begin
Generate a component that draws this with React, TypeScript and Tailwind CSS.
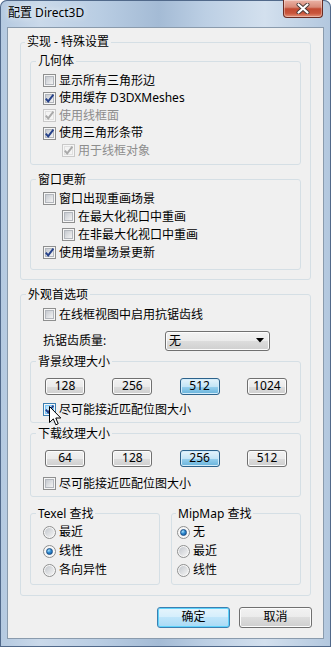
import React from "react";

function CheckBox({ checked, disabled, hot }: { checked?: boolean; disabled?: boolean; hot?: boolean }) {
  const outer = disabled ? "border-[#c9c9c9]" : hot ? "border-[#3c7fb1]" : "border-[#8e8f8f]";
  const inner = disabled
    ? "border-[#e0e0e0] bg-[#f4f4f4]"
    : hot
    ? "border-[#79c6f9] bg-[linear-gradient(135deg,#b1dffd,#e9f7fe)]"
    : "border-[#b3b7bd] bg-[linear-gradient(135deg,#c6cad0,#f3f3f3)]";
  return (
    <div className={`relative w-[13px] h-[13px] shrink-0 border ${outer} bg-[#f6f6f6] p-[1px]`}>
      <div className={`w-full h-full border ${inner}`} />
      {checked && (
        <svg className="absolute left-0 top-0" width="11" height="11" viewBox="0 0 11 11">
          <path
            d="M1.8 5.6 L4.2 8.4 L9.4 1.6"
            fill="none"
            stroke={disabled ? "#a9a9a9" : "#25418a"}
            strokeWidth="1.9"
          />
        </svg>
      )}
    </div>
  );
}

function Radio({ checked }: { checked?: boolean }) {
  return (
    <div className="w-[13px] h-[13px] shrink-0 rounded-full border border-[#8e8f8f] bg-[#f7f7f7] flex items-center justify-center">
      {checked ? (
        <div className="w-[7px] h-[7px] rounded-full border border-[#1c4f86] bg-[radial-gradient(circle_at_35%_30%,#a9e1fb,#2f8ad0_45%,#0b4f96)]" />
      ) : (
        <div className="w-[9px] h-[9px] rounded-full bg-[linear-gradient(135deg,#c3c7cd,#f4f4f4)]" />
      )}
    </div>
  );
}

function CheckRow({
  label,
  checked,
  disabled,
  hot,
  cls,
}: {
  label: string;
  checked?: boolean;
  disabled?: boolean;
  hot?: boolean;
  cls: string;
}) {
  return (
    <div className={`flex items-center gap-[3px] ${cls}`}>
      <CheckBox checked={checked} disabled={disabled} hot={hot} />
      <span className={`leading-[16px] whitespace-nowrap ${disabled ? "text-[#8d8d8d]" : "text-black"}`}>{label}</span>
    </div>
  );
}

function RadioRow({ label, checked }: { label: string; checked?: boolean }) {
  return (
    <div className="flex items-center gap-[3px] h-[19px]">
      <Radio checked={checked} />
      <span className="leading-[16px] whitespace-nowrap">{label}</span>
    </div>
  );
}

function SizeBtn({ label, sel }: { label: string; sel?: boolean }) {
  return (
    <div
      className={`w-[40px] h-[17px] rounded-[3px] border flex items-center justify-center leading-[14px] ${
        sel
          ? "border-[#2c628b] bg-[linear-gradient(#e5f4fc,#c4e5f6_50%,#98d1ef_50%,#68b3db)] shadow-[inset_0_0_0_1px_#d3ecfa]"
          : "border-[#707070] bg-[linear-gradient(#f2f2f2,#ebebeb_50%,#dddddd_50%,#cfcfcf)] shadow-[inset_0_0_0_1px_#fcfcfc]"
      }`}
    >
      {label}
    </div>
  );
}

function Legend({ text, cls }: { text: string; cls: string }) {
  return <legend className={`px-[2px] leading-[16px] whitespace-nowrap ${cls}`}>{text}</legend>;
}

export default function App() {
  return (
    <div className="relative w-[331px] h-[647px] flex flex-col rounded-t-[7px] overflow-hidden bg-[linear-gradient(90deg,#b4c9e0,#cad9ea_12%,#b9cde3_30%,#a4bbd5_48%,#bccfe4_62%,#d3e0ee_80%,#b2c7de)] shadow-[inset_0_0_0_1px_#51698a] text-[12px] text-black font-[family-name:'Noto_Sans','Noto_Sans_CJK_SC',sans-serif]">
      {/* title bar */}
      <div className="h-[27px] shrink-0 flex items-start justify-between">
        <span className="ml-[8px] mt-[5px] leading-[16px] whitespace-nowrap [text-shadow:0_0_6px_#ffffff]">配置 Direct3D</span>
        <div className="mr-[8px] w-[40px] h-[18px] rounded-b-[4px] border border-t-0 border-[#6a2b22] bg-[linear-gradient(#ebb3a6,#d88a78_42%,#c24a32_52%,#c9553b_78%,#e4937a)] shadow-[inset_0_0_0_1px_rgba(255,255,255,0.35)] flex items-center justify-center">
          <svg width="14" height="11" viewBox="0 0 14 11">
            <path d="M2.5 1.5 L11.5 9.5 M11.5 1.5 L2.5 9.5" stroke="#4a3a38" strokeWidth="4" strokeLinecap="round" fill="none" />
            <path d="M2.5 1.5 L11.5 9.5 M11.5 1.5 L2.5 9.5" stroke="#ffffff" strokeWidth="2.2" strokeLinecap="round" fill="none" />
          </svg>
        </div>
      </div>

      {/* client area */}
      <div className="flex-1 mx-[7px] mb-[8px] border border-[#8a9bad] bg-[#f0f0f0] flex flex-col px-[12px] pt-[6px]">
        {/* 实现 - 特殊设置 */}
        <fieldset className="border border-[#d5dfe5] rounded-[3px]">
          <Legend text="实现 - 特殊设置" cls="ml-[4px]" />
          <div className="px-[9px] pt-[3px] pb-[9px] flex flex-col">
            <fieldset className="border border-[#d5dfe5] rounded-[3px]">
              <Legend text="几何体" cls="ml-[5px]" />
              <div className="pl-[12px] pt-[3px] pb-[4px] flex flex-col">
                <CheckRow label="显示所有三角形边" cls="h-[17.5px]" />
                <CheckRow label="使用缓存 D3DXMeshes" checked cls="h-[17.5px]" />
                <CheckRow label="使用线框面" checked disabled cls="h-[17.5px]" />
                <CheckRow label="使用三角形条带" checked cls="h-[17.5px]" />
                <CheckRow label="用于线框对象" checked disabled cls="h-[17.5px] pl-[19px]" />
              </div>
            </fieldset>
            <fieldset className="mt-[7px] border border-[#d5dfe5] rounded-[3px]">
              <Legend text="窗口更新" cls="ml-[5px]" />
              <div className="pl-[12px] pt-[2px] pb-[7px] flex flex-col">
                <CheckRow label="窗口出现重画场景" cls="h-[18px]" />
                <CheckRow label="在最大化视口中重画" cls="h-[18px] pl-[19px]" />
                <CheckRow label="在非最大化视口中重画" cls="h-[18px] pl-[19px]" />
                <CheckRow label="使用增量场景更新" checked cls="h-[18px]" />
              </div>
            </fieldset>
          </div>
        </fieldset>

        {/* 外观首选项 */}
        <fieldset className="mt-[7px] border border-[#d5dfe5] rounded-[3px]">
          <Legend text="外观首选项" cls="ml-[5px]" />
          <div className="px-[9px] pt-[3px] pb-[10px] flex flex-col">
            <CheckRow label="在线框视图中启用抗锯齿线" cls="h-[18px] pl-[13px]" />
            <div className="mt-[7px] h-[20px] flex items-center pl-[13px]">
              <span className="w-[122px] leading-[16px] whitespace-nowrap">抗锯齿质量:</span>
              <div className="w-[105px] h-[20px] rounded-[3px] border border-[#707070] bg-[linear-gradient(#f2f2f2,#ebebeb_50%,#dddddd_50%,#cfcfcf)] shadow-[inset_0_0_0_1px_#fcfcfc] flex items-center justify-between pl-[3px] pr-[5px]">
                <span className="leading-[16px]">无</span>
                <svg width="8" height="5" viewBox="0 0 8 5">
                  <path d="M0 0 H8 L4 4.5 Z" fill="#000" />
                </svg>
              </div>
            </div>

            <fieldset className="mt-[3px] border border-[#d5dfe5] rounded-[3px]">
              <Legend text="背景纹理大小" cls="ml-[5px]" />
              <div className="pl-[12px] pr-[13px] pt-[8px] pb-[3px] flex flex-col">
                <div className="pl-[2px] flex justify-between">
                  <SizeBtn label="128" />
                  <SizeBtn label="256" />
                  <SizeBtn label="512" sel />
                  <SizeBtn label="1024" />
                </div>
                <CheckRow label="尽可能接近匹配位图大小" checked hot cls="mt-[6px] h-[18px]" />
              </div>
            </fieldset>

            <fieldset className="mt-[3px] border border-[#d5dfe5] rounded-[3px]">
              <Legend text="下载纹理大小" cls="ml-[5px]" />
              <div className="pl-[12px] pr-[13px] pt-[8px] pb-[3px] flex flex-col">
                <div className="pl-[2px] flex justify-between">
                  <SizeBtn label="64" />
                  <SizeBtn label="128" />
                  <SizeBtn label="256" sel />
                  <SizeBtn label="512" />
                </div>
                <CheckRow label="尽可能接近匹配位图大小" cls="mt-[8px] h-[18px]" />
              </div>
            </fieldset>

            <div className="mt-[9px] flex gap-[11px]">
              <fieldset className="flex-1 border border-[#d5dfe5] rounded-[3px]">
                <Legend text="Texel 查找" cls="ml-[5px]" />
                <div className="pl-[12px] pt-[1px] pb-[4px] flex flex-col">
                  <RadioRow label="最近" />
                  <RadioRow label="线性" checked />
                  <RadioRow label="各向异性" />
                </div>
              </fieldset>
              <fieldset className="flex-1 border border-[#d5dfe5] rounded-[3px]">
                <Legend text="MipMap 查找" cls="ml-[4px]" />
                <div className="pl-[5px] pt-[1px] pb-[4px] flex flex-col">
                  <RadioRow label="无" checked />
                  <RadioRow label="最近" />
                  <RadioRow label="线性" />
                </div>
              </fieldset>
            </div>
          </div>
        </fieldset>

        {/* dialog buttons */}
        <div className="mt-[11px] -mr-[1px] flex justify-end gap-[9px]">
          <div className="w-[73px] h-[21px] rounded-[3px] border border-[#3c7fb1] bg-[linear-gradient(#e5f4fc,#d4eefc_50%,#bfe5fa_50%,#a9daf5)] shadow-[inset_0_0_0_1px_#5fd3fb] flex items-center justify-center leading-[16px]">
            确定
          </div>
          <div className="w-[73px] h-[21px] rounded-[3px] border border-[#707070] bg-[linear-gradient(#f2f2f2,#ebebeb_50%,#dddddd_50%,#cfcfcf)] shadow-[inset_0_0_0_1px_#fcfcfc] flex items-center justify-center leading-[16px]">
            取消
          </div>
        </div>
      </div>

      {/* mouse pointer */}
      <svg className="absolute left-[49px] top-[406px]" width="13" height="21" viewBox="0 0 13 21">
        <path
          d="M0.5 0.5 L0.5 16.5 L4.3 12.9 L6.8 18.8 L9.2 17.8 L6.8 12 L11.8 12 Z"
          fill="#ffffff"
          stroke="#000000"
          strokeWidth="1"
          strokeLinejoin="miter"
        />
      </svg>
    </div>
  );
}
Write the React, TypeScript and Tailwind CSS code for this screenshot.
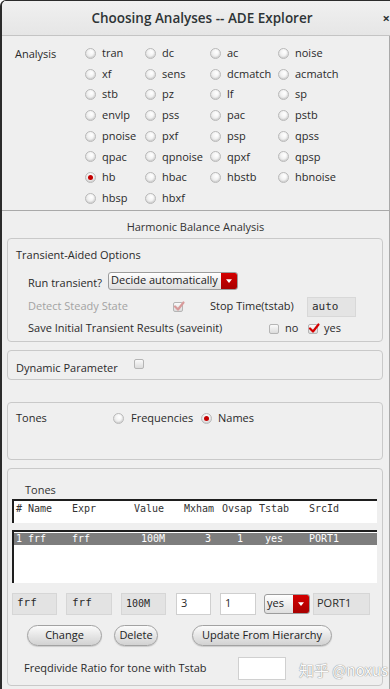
end
Up to and including the line containing "import React from", repeat every line from the start of the data, but none of the pictures.

Generate a component that draws this with React, TypeScript and Tailwind CSS.
import React from "react";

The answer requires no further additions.